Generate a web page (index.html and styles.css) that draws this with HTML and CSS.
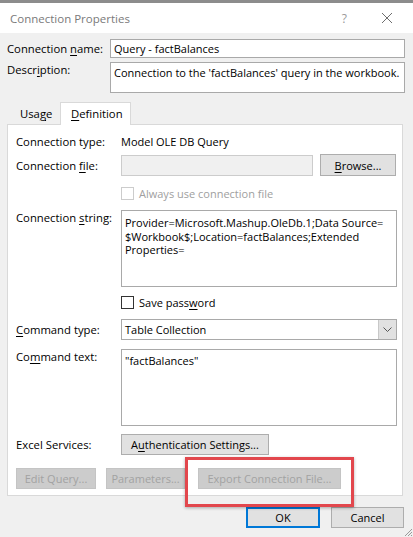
FILE: index.html
```html
<!DOCTYPE html>
<html lang="en">
<head>
    <meta charset="UTF-8">
    <meta name="viewport" content="width=device-width, initial-scale=1.0">
    <link rel="stylesheet" href="styles.css">
    <title>Connection Properties</title>
</head>
<body>

    <div class="strip"></div>
    <div class="titlebar">
        <span class="title">Connection Properties</span>
        <span class="help">?</span>
        <svg class="close" width="12" height="12" viewBox="0 0 12 12"><path d="M1 1L11 11M11 1L1 11" stroke="#6e6e6e" stroke-width="1"/></svg>
    </div>

    <div class="dialog">
        <div class="row name-row">
            <div class="lbl">Connection <u>n</u>ame:</div>
            <div class="box name-box">Query - factBalances</div>
        </div>
        <div class="row desc-row">
            <div class="lbl">Descr<u>i</u>ption:</div>
            <div class="box desc-box">Connection to the 'factBalances' query in the workbook.</div>
        </div>

        <div class="tabs">
            <div class="tab">Usa<u>g</u>e</div>
            <div class="tab active"><u>D</u>efinition</div>
        </div>

        <div class="panel">
            <div class="prow r-type">
                <div class="plbl">Connection type:</div>
                <div>Model OLE DB Query</div>
            </div>
            <div class="prow r-file">
                <div class="plbl">Connection <u>f</u>ile:</div>
                <div class="filebox"></div>
                <div class="btn browse"><u>B</u>rowse...</div>
            </div>
            <div class="prow r-always">
                <div class="plbl"></div>
                <div class="check off"></div>
                <span class="muted">Always use connection file</span>
            </div>
            <div class="prow r-string">
                <div class="plbl top">Connection <u>s</u>tring:</div>
                <div class="box area">Provider=Microsoft.Mashup.OleDb.1;Data Source=<br>$Workbook$;Location=factBalances;Extended<br>Properties=</div>
            </div>
            <div class="prow r-save">
                <div class="plbl"></div>
                <div class="check"></div>
                <span>Save pass<u>w</u>ord</span>
            </div>
            <div class="prow r-ctype">
                <div class="plbl"><u>C</u>ommand type:</div>
                <div class="box select">
                    <span>Table Collection</span>
                    <div class="arrow"><svg width="9" height="6" viewBox="0 0 9 6"><path d="M0.5 0.5L4.5 4.5L8.5 0.5" fill="none" stroke="#555" stroke-width="1"/></svg></div>
                </div>
            </div>
            <div class="prow r-ctext">
                <div class="plbl top">Co<u>m</u>mand text:</div>
                <div class="box area">"factBalances"</div>
            </div>
            <div class="prow r-excel">
                <div class="plbl">Excel Services:</div>
                <div class="btn auth">A<u>u</u>thentication Settings...</div>
            </div>
            <div class="prow r-actions">
                <div class="btn dis edit">Edit Query...</div>
                <div class="btn dis params">Parameters...</div>
                <div class="btn dis export">Export Connection File...</div>
            </div>
        </div>

        <div class="footer">
            <div class="btn ok">OK</div>
            <div class="btn cancel">Cancel</div>
        </div>
    </div>

    <div class="highlight"></div>
    <svg class="grip" width="9" height="9" viewBox="0 0 9 9"><path d="M8 1L1 8M8 4L4 8M8 7L7 8" stroke="#9a9a9a" stroke-width="1"/></svg>

</body>
</html>
```

FILE: styles.css
```css
body{margin: 0;width: 413px;height: 537px;background-color: #f0f0f0;font-family: "Open Sans", "Noto Sans", sans-serif;font-size: 11px;color: #000;overflow: hidden;position: relative;}
u{text-underline-offset: 2px;}

.strip{height: 3px;background-color: #8c8c8c;}
.titlebar{height: 30px;background-color: #fff;display: flex;align-items: center;padding: 0 0 0 10px;}
.title{color: #7a7a7a;font-size: 11.5px;flex: 1;}
.help{color: #9a9a9a;font-size: 12px;margin-right: 34px;}
.close{margin-right: 20px;}

.dialog{padding: 0 8px 0 7px;}
.row{display: flex;}
.lbl{width: 103px;font-size: 11.3px;}
.box{background-color: #fff;border: 1px solid #a9a9a9;box-sizing: border-box;padding: 0 3px;}
.name-row{margin-top: 6px;align-items: center;}
.name-box{width: 295px;height: 19px;line-height: 17px;}
.desc-row{margin-top: 4px;}
.desc-row .lbl{line-height: 15px;}
.desc-box{width: 295px;height: 31px;line-height: 17px;padding-top: 1px;white-space: nowrap;overflow: hidden;}

.tabs{display: flex;margin-top: 9px;height: 22px;align-items: flex-end;position: relative;z-index: 1;}
.tab{height: 20px;line-height: 19px;padding: 0 10px 0 13px;box-sizing: border-box;width: 53px;font-size: 11.3px;}
.tab.active{height: 23px;width: 71px;background-color: #fff;border: 1px solid #d9d9d9;border-bottom: none;margin-bottom: -1px;padding: 0 0 0 10px;line-height: 21px;}

.panel{width: 396px;height: 372px;box-sizing: border-box;background-color: #fff;border: 1px solid #d9d9d9;padding: 0 0 0 8px;}
.prow{display: flex;align-items: center;}
.plbl{width: 105px;flex: none;font-size: 11.3px;}
.plbl.top{align-self: flex-start;line-height: 15px;}

.r-type{margin-top: 8px;height: 16px;}
.r-file{margin-top: 5px;height: 22px;}
.filebox{width: 192px;height: 21px;box-sizing: border-box;background-color: #f0f0f0;border: 1px solid #cccccc;}
.r-always{margin-top: 11px;height: 13px;}
.check{width: 13px;height: 13px;box-sizing: border-box;border: 1px solid #333;margin-right: 5px;background-color: #fff;}
.check.off{border-color: #cccccc;}
.muted{color: #a0a0a0;}
.r-string{margin-top: 10px;align-items: flex-start;}
.area{width: 276px;height: 77px;line-height: 13.5px;padding: 5px 3px 0 3px;}
.r-save{margin-top: 9px;height: 13px;}
.r-ctype{margin-top: 10px;}
.select{width: 276px;height: 21px;display: flex;align-items: center;padding: 0 0 0 3px;}
.select span{flex: 1;}
.arrow{width: 17px;height: 19px;background-color: #e1e1e1;border-left: 1px solid #c8c8c8;display: flex;align-items: center;justify-content: center;}
.r-ctext{margin-top: 9px;align-items: flex-start;}
.r-ctext .area{padding-top: 4px;}
.r-excel{margin-top: 8px;}
.r-actions{margin-top: 13px;}

.btn{height: 21px;box-sizing: border-box;background-color: #e1e1e1;border: 1px solid #adadad;display: flex;align-items: center;justify-content: center;}
.browse{width: 76px;height: 22px;margin-left: 7px;}
.auth{width: 148px;}
.dis{background-color: #cccccc;border-color: #c4c4c4;color: #a2a2a2;}
.edit{width: 80px;}
.params{width: 79px;margin-left: 10px;}
.export{width: 143px;margin-left: 13px;}

.footer{display: flex;justify-content: flex-end;margin-top: 11px;padding-right: 1px;}
.ok{width: 74px;height: 21px;border: 2px solid #0078d7;}
.cancel{width: 73px;height: 21px;margin-left: 11px;}

.highlight{position: absolute;left: 185px;top: 457px;width: 169px;height: 50px;box-sizing: border-box;border: 3px solid #e2474d;box-shadow: 0 1px 3px rgba(0,0,0,0.3);}
.grip{position: absolute;right: 0;bottom: 0;}
```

########################################

* **PROBLEM REQUIREMENTS**
Copy out the data above exactly, except the pictures.

* **SOLUTION FOR THIS TASK**
Generate a web page (index.html and styles.css) that draws this with HTML and CSS.
FILE: index.html
```html
<!DOCTYPE html>
<html lang="en">
<head>
    <meta charset="UTF-8">
    <meta name="viewport" content="width=device-width, initial-scale=1.0">
    <link rel="stylesheet" href="styles.css">
    <title>Connection Properties</title>
</head>
<body>

    <div class="strip"></div>
    <div class="titlebar">
        <span class="title">Connection Properties</span>
        <span class="help">?</span>
        <svg class="close" width="12" height="12" viewBox="0 0 12 12"><path d="M1 1L11 11M11 1L1 11" stroke="#6e6e6e" stroke-width="1"/></svg>
    </div>

    <div class="dialog">
        <div class="row name-row">
            <div class="lbl">Connection <u>n</u>ame:</div>
            <div class="box name-box">Query - factBalances</div>
        </div>
        <div class="row desc-row">
            <div class="lbl">Descr<u>i</u>ption:</div>
            <div class="box desc-box">Connection to the 'factBalances' query in the workbook.</div>
        </div>

        <div class="tabs">
            <div class="tab">Usa<u>g</u>e</div>
            <div class="tab active"><u>D</u>efinition</div>
        </div>

        <div class="panel">
            <div class="prow r-type">
                <div class="plbl">Connection type:</div>
                <div>Model OLE DB Query</div>
            </div>
            <div class="prow r-file">
                <div class="plbl">Connection <u>f</u>ile:</div>
                <div class="filebox"></div>
                <div class="btn browse"><u>B</u>rowse...</div>
            </div>
            <div class="prow r-always">
                <div class="plbl"></div>
                <div class="check off"></div>
                <span class="muted">Always use connection file</span>
            </div>
            <div class="prow r-string">
                <div class="plbl top">Connection <u>s</u>tring:</div>
                <div class="box area">Provider=Microsoft.Mashup.OleDb.1;Data Source=<br>$Workbook$;Location=factBalances;Extended<br>Properties=</div>
            </div>
            <div class="prow r-save">
                <div class="plbl"></div>
                <div class="check"></div>
                <span>Save pass<u>w</u>ord</span>
            </div>
            <div class="prow r-ctype">
                <div class="plbl"><u>C</u>ommand type:</div>
                <div class="box select">
                    <span>Table Collection</span>
                    <div class="arrow"><svg width="9" height="6" viewBox="0 0 9 6"><path d="M0.5 0.5L4.5 4.5L8.5 0.5" fill="none" stroke="#555" stroke-width="1"/></svg></div>
                </div>
            </div>
            <div class="prow r-ctext">
                <div class="plbl top">Co<u>m</u>mand text:</div>
                <div class="box area">"factBalances"</div>
            </div>
            <div class="prow r-excel">
                <div class="plbl">Excel Services:</div>
                <div class="btn auth">A<u>u</u>thentication Settings...</div>
            </div>
            <div class="prow r-actions">
                <div class="btn dis edit">Edit Query...</div>
                <div class="btn dis params">Parameters...</div>
                <div class="btn dis export">Export Connection File...</div>
            </div>
        </div>

        <div class="footer">
            <div class="btn ok">OK</div>
            <div class="btn cancel">Cancel</div>
        </div>
    </div>

    <div class="highlight"></div>
    <svg class="grip" width="9" height="9" viewBox="0 0 9 9"><path d="M8 1L1 8M8 4L4 8M8 7L7 8" stroke="#9a9a9a" stroke-width="1"/></svg>

</body>
</html>
```

FILE: styles.css
```css
body{margin: 0;width: 413px;height: 537px;background-color: #f0f0f0;font-family: "Open Sans", "Noto Sans", sans-serif;font-size: 11px;color: #000;overflow: hidden;position: relative;}
u{text-underline-offset: 2px;}

.strip{height: 3px;background-color: #8c8c8c;}
.titlebar{height: 30px;background-color: #fff;display: flex;align-items: center;padding: 0 0 0 10px;}
.title{color: #7a7a7a;font-size: 11.5px;flex: 1;}
.help{color: #9a9a9a;font-size: 12px;margin-right: 34px;}
.close{margin-right: 20px;}

.dialog{padding: 0 8px 0 7px;}
.row{display: flex;}
.lbl{width: 103px;font-size: 11.3px;}
.box{background-color: #fff;border: 1px solid #a9a9a9;box-sizing: border-box;padding: 0 3px;}
.name-row{margin-top: 6px;align-items: center;}
.name-box{width: 295px;height: 19px;line-height: 17px;}
.desc-row{margin-top: 4px;}
.desc-row .lbl{line-height: 15px;}
.desc-box{width: 295px;height: 31px;line-height: 17px;padding-top: 1px;white-space: nowrap;overflow: hidden;}

.tabs{display: flex;margin-top: 9px;height: 22px;align-items: flex-end;position: relative;z-index: 1;}
.tab{height: 20px;line-height: 19px;padding: 0 10px 0 13px;box-sizing: border-box;width: 53px;font-size: 11.3px;}
.tab.active{height: 23px;width: 71px;background-color: #fff;border: 1px solid #d9d9d9;border-bottom: none;margin-bottom: -1px;padding: 0 0 0 10px;line-height: 21px;}

.panel{width: 396px;height: 372px;box-sizing: border-box;background-color: #fff;border: 1px solid #d9d9d9;padding: 0 0 0 8px;}
.prow{display: flex;align-items: center;}
.plbl{width: 105px;flex: none;font-size: 11.3px;}
.plbl.top{align-self: flex-start;line-height: 15px;}

.r-type{margin-top: 8px;height: 16px;}
.r-file{margin-top: 5px;height: 22px;}
.filebox{width: 192px;height: 21px;box-sizing: border-box;background-color: #f0f0f0;border: 1px solid #cccccc;}
.r-always{margin-top: 11px;height: 13px;}
.check{width: 13px;height: 13px;box-sizing: border-box;border: 1px solid #333;margin-right: 5px;background-color: #fff;}
.check.off{border-color: #cccccc;}
.muted{color: #a0a0a0;}
.r-string{margin-top: 10px;align-items: flex-start;}
.area{width: 276px;height: 77px;line-height: 13.5px;padding: 5px 3px 0 3px;}
.r-save{margin-top: 9px;height: 13px;}
.r-ctype{margin-top: 10px;}
.select{width: 276px;height: 21px;display: flex;align-items: center;padding: 0 0 0 3px;}
.select span{flex: 1;}
.arrow{width: 17px;height: 19px;background-color: #e1e1e1;border-left: 1px solid #c8c8c8;display: flex;align-items: center;justify-content: center;}
.r-ctext{margin-top: 9px;align-items: flex-start;}
.r-ctext .area{padding-top: 4px;}
.r-excel{margin-top: 8px;}
.r-actions{margin-top: 13px;}

.btn{height: 21px;box-sizing: border-box;background-color: #e1e1e1;border: 1px solid #adadad;display: flex;align-items: center;justify-content: center;}
.browse{width: 76px;height: 22px;margin-left: 7px;}
.auth{width: 148px;}
.dis{background-color: #cccccc;border-color: #c4c4c4;color: #a2a2a2;}
.edit{width: 80px;}
.params{width: 79px;margin-left: 10px;}
.export{width: 143px;margin-left: 13px;}

.footer{display: flex;justify-content: flex-end;margin-top: 11px;padding-right: 1px;}
.ok{width: 74px;height: 21px;border: 2px solid #0078d7;}
.cancel{width: 73px;height: 21px;margin-left: 11px;}

.highlight{position: absolute;left: 185px;top: 457px;width: 169px;height: 50px;box-sizing: border-box;border: 3px solid #e2474d;box-shadow: 0 1px 3px rgba(0,0,0,0.3);}
.grip{position: absolute;right: 0;bottom: 0;}
```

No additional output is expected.